Allow other atoms to be considered organic:

smiles = "CCN(CC)C(=O)C1=CC=C(S1)C2=C3C=CC(=[N+](C)C)C=C3[Se]C4=C2C=CC(=C4)N(C)C.F[P-](F)(F)(F)(F)F"
mol = Chem.MolFromSmiles(smiles)

print(Papyrus_standardizer.standardize(mol, return_type=True))
# (None, <StandardizationResult.INORGANIC_MOLECULE: 3>)

Papyrus_standardizer.ORGANIC_ATOMS.append('Se')

print(Papyrus_standardizer.standardize(mol, return_type=True))
# (<rdkit.Chem.rdchem.Mol object at 0x0000009F24D15F90>, <StandardizationResult.CORRECT_MOLECULE: 1>)

Papyrus_standardizer.ORGANIC_ATOMS = Papyrus_standardizer.ORGANIC_ATOMS[:-1]

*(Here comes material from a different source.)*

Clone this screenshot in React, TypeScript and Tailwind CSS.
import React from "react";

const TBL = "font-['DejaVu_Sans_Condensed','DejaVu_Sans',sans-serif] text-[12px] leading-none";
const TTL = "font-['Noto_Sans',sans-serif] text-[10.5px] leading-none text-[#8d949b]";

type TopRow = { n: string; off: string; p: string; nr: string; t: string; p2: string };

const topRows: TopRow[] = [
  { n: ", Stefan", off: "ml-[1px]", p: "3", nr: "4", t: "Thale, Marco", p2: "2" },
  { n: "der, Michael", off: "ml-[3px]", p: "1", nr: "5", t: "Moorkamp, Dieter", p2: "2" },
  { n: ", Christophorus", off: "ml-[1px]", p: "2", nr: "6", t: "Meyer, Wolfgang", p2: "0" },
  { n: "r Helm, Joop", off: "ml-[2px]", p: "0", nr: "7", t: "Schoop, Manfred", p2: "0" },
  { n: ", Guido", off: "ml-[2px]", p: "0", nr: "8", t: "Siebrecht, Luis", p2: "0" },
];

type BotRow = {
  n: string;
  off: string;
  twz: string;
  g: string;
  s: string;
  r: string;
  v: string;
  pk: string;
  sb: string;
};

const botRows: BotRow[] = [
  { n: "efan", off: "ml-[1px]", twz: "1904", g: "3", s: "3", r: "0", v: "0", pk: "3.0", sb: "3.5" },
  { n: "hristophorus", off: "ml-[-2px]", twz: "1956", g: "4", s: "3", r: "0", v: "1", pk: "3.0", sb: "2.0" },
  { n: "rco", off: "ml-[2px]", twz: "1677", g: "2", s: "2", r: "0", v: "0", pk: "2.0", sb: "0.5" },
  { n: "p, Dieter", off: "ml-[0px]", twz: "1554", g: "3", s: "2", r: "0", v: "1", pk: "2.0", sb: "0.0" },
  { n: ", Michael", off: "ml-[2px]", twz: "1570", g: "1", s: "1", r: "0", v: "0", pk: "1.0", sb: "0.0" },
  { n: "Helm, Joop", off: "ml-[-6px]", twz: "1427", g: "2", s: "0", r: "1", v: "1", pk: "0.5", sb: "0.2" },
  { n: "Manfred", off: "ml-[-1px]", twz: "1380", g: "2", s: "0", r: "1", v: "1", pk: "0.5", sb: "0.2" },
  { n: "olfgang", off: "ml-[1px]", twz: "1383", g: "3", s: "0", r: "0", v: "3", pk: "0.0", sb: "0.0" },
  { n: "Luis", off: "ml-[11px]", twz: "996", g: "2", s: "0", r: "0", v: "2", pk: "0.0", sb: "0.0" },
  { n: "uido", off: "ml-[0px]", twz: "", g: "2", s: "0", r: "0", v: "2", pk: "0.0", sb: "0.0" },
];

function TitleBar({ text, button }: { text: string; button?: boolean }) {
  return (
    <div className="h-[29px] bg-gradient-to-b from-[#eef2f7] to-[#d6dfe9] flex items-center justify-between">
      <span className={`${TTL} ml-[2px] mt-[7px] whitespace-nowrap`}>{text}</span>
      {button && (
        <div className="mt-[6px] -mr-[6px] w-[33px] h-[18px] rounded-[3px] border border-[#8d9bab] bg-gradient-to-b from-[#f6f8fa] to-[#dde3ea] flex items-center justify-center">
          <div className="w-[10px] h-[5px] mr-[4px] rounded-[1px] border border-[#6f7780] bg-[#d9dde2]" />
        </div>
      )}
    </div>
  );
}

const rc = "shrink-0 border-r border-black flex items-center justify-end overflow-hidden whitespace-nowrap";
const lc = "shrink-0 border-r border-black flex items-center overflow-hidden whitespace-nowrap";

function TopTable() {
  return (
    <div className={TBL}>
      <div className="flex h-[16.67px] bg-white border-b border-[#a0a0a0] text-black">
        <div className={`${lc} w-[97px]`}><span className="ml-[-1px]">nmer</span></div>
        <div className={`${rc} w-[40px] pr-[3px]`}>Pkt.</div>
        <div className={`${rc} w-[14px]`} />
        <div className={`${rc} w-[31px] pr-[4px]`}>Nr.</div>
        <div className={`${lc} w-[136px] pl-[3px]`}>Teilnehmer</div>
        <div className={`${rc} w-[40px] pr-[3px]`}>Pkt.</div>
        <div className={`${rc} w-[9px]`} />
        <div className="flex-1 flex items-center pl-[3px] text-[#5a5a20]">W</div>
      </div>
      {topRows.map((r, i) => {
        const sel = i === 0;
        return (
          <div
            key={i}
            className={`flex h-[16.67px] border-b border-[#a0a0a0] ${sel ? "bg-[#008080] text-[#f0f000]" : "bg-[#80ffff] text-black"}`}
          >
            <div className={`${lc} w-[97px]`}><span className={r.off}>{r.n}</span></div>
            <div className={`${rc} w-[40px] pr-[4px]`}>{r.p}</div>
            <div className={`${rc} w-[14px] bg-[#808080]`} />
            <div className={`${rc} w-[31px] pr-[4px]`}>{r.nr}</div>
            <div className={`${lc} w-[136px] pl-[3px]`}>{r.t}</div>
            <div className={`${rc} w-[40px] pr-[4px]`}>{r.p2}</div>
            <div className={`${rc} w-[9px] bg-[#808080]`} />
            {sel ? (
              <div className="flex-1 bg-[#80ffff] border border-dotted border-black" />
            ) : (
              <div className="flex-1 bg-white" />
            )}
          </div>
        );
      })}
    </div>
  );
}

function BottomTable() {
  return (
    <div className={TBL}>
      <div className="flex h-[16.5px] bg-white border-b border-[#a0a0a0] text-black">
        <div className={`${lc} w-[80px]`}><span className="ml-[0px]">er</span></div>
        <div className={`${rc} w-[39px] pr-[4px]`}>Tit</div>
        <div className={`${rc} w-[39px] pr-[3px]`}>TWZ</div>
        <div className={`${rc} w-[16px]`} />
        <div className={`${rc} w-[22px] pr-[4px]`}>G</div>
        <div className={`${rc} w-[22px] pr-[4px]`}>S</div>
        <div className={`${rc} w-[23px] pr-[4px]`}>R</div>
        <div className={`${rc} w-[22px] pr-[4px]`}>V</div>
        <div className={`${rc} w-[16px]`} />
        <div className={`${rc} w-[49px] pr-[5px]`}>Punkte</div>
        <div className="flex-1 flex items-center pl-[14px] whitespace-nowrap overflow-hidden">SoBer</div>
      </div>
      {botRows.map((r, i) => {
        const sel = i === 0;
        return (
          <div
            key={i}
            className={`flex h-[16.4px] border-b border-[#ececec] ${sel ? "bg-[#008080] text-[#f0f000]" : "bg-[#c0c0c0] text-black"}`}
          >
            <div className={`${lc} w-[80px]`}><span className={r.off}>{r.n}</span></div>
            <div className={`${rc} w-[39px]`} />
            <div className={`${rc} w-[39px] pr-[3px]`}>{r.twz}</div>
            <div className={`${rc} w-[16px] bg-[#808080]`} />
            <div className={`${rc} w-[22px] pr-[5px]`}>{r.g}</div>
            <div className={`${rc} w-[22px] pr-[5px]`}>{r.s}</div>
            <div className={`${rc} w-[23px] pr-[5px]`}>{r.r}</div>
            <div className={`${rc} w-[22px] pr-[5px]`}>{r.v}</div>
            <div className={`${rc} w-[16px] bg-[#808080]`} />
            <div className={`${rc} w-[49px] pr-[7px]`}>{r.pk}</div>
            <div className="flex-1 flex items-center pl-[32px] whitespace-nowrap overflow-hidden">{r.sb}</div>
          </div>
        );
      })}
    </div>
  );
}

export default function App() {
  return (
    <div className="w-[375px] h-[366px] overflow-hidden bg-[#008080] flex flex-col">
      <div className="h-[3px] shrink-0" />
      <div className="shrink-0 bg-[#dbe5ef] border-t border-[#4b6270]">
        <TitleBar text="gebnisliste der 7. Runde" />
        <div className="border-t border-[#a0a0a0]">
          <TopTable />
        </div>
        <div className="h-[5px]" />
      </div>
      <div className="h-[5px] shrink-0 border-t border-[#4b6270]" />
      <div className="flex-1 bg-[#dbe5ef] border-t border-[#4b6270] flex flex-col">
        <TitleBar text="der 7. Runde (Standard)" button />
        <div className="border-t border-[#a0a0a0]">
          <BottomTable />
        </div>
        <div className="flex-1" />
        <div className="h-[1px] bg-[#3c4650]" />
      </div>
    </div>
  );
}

print(Papyrus_standardizer.standardize(mol, return_type=True))
# (None, <StandardizationResult.INORGANIC_MOLECULE: 3>)

Add custom substructures to be removed as salts:

# lomitapide
smiles = "C1CN(CCC1NC(=O)C2=CC=CC=C2C3=CC=C(C=C3)C(F)(F)F)CCCCC4(C5=CC=CC=C5C6=CC=CC=C64)C(=O)NCC(F)(F)F.c1ccccc1"
mol = Chem.MolFromSmiles(smiles)

print(Papyrus_standardizer.standardize(mol, return_type=True))
# (None, <StandardizationResult.MIXTURE_MOLECULE: 4>)

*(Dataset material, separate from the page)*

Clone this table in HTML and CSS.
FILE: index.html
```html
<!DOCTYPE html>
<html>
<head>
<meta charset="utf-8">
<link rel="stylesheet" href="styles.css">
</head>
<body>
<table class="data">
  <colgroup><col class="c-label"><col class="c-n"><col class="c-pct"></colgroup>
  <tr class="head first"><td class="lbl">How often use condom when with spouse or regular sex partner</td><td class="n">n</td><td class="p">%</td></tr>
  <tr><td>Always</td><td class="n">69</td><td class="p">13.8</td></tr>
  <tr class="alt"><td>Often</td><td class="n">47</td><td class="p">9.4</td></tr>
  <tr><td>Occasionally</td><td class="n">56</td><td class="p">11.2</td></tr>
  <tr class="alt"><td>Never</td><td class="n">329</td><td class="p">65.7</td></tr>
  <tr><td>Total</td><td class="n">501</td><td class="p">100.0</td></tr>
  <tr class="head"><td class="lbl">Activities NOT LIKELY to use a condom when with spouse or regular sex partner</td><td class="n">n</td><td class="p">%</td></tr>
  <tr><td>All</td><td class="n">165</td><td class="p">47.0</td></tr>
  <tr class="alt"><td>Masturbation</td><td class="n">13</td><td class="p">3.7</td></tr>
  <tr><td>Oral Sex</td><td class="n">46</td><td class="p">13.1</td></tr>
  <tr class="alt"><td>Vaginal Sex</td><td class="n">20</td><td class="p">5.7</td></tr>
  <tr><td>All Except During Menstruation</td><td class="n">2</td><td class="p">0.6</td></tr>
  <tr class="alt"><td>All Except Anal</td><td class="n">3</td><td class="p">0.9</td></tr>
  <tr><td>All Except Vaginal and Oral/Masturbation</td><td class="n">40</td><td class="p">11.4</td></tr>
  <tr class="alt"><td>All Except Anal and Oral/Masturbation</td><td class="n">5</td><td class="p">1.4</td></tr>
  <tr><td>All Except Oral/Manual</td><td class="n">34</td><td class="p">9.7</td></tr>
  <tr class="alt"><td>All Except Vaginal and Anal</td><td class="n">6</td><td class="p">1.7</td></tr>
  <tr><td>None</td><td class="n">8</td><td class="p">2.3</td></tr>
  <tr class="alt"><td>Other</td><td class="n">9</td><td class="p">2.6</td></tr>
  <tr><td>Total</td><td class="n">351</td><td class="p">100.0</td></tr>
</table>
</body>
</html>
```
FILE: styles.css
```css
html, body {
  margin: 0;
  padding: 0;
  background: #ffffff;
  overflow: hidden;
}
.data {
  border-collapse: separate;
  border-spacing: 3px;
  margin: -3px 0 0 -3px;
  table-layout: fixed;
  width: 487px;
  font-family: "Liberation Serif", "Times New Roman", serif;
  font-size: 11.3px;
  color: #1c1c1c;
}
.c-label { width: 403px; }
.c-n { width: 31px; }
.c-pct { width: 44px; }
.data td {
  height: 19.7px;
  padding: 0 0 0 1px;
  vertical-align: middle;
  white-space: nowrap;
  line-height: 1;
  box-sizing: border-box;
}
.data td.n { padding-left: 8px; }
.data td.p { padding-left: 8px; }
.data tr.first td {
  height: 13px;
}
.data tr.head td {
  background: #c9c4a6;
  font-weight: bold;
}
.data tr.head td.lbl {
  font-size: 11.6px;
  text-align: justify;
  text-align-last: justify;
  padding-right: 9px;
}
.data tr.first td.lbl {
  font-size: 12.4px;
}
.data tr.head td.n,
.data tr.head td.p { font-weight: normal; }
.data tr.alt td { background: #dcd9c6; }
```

Papyrus_standardizer.SALTS.append('c1ccccc1')

print(Papyrus_standardizer.standardize(mol, return_type=True))
# (<rdkit.Chem.rdchem.Mol object at 0x0000009F24D15F90>, <StandardizationResult.CORRECT_MOLECULE: 1>)

Papyrus_standardizer.SALTS = Papyrus_standardizer.SALTS[:-1]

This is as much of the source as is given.